Following an almost consistent series of flawed discs, whether it be typos, framing issues, and other technical goofs, Shriek Show has bounced back in 2004 with a handful of very good discs, including FACELESS, SLAUGHTER HOTEL, and this long-awaited entry in the Italian Gothic horror genre, THE VIRGIN OF NUREMBERG. It was well worth the wait; fans of the film will not be disappointed!
Young newlywed Mary awakes in her husband's ancestral castle to the sounds of screams in the dungeon one stormy night. She ventures down into the dark underbelly of the house, populated with medieval torture devices, to discover an eyeless woman's body in the Iron Maiden.
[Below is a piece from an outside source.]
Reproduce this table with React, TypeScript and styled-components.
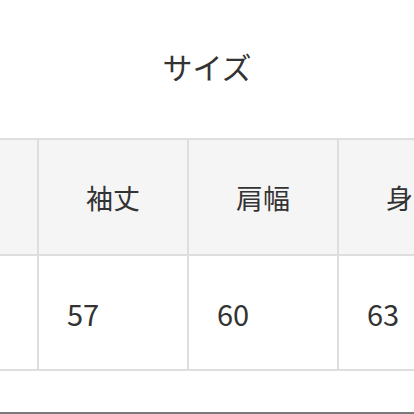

Her husband Max and the local doctor believe that she is imagining things, but Mary begins exploring the strange house, finding more instruments of death and incurring the wraith of the mysterious maid Marta and the horrifically scarred servant Erik (Christopher Lee, dubbed here). She then learns the history of her husband's ancestor, known as the Punisher, a sadistic brute dressed in black with a red hood over his face who found pleasure in torturing innocent young girls in the dungeon. Has the Punisher returned to wreak havoc or is the culprit a more human threat....?
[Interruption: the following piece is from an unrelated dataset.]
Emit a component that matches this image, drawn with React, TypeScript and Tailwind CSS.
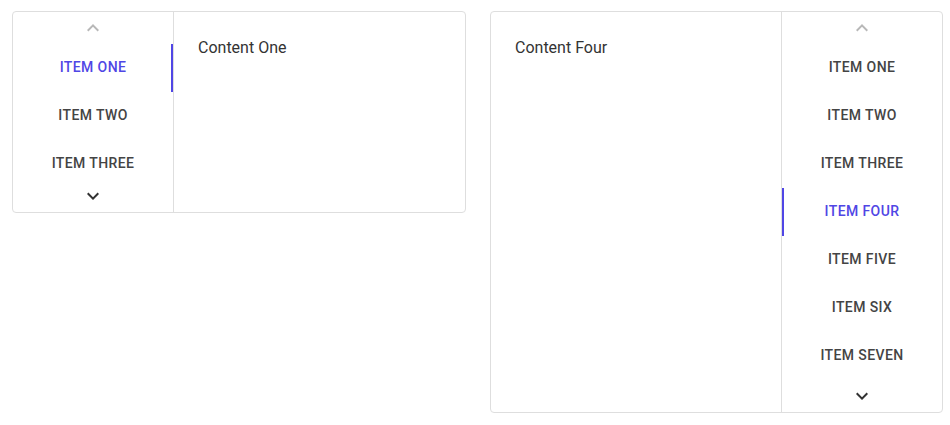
import React from 'react';

const items = ['Item One', 'Item Two', 'Item Three', 'Item Four', 'Item Five', 'Item Six', 'Item Seven'];

const ArrowUp = ({ className }: { className?: string }) => (
  <svg viewBox="0 0 24 24" className={className} fill="currentColor">
    <path d="M7.41 15.41 12 10.83l4.59 4.58L18 14l-6-6-6 6z" />
  </svg>
);

const ArrowDown = ({ className }: { className?: string }) => (
  <svg viewBox="0 0 24 24" className={className} fill="currentColor">
    <path d="M7.41 8.59 12 13.17l4.59-4.58L18 10l-6 6-6-6z" />
  </svg>
);

type TabsProps = {
  active: number;
  side: 'left' | 'right';
  count: number;
  listHeight: string;
};

const VerticalTabs = ({ active, side, count, listHeight }: TabsProps) => {
  const border = side === 'left' ? 'border-r' : 'border-l';
  return (
    <div className={`w-[161px] shrink-0 flex flex-col border-[#dedede] ${border}`}>
      <button className="h-8 flex items-center justify-center text-[#b8b8b8]">
        <ArrowUp className="w-6 h-6" />
      </button>
      <div className={`overflow-hidden ${listHeight}`}>
        {items.slice(0, count).map((label, i) => {
          const on = i === active;
          return (
            <div
              key={label}
              className={`relative h-12 pb-0.5 flex items-center justify-center text-sm font-medium uppercase tracking-[0.02857em] ${
                on ? 'text-[#5046e5]' : 'text-[#444444]'
              }`}
            >
              {label}
              {on && (
                <span
                  className={`absolute top-0 bottom-0 w-[2px] bg-[#5046e5] ${
                    side === 'left' ? 'right-0' : 'left-0'
                  }`}
                />
              )}
            </div>
          );
        })}
      </div>
      <button className="h-8 flex items-center justify-center text-[#333333]">
        <ArrowDown className="w-6 h-6" />
      </button>
    </div>
  );
};

export default function App() {
  return (
    <div
      className="flex items-start gap-6 pl-3 pt-[11px] bg-white min-h-[425px]"
      style={{ fontFamily: 'Roboto, "Liberation Sans", sans-serif' }}
    >
      <div className="w-[454px] flex border border-[#dedede] rounded-[4px] overflow-hidden">
        <VerticalTabs active={0} side="left" count={3} listHeight="h-[136px]" />
        <div className="flex-1 p-6 text-base text-[#333333]">Content One</div>
      </div>

      <div className="w-[453px] flex border border-[#dedede] rounded-[4px] overflow-hidden">
        <div className="flex-1 p-6 text-base text-[#333333]">Content Four</div>
        <VerticalTabs active={3} side="right" count={7} listHeight="h-[336px]" />
      </div>
    </div>
  );
}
First things first: VIRGIN OF NUREMBERG is not your typical Gothic horror, as it was shot in color and the crisp black-and-white photography of earlier Gothics is sorely missed. Margheriti also shot THE GHOST with Barbara Steele the same year, also in color, leading the genre in a new direction. It's certainly not as effective as earlier Gothic masterpieces (BLACK SUNDAY, CASTLE OF BLOOD), but the atmosphere of dread is well-established in the shadowy castle and the name of the game is suspense. Rossana Podesta gives a very compelling performance as the inquisitive young bride, and the scenes of her bedroom door being smashed in by the Punisher and witnessing the maniac attach a rat cage to a poor victim's face are highlights of the film. Packed with screams, hidden passageways, plot twists and turns aplenty, and surprising violence, VIRGIN OF NUREMBERG does take a while to get started, but the pace is quick once it gets kicking and evolves into a minor Eurohorror classic.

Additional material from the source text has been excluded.